▶ Problem details
Find the string "this" in the listing and report every line that has it.

▶ Excerpted records
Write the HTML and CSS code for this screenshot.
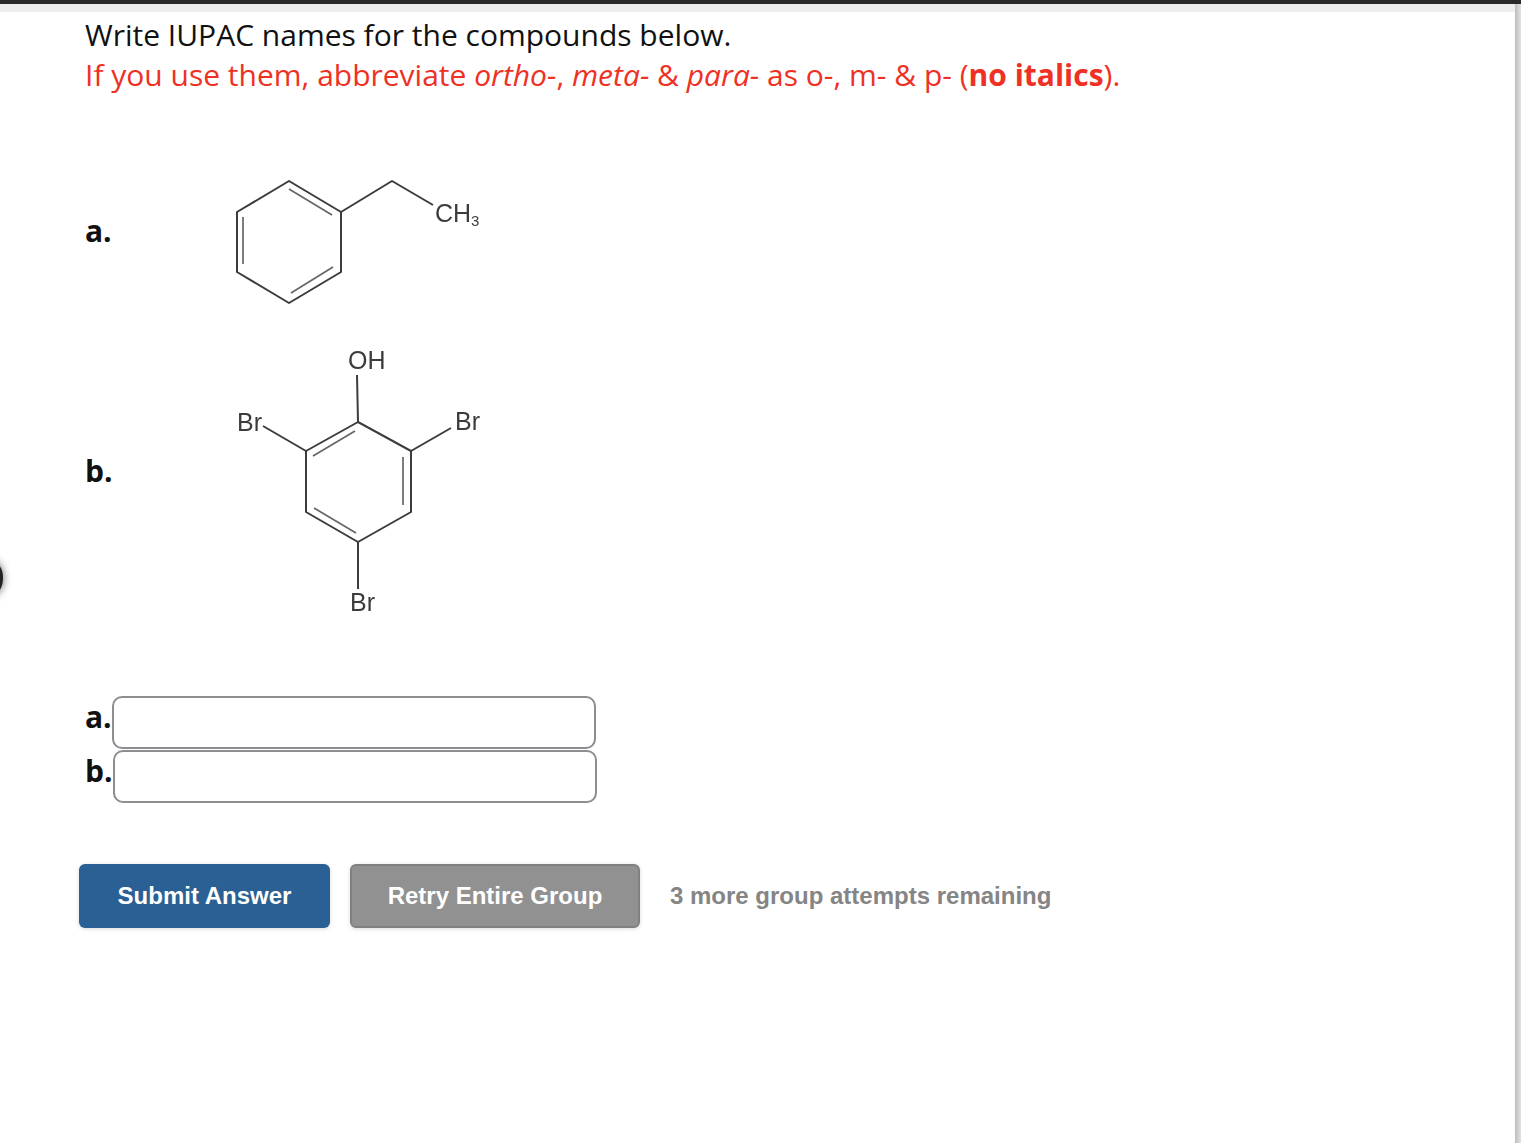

* * *

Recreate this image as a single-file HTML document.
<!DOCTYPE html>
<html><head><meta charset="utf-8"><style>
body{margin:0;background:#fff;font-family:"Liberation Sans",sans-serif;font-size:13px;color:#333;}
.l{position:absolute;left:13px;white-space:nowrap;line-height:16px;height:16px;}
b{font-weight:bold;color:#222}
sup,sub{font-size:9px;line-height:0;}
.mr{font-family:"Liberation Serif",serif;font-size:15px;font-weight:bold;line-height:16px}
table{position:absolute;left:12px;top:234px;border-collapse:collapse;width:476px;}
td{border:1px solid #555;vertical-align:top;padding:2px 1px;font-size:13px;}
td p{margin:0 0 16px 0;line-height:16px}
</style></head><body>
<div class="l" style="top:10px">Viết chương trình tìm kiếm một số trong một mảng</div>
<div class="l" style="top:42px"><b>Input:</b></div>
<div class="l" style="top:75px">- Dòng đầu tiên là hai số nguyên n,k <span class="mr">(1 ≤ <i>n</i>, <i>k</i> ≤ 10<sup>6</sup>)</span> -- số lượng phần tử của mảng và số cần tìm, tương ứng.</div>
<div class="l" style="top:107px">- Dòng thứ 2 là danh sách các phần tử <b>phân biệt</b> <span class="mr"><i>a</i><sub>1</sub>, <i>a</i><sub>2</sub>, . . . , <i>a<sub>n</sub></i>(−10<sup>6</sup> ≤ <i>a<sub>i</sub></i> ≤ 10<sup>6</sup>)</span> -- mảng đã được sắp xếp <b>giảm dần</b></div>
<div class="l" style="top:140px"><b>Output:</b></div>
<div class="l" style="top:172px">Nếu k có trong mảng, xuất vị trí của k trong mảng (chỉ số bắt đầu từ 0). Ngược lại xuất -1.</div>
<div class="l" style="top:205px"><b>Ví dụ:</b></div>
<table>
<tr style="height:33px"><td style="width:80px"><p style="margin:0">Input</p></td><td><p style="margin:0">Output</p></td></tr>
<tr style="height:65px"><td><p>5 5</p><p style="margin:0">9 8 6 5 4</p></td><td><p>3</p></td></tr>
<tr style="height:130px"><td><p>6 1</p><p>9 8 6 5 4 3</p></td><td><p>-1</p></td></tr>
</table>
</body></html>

▶ Right answer
Write the HTML and CSS code for this screenshot.
Recreate this image as a single-file HTML document.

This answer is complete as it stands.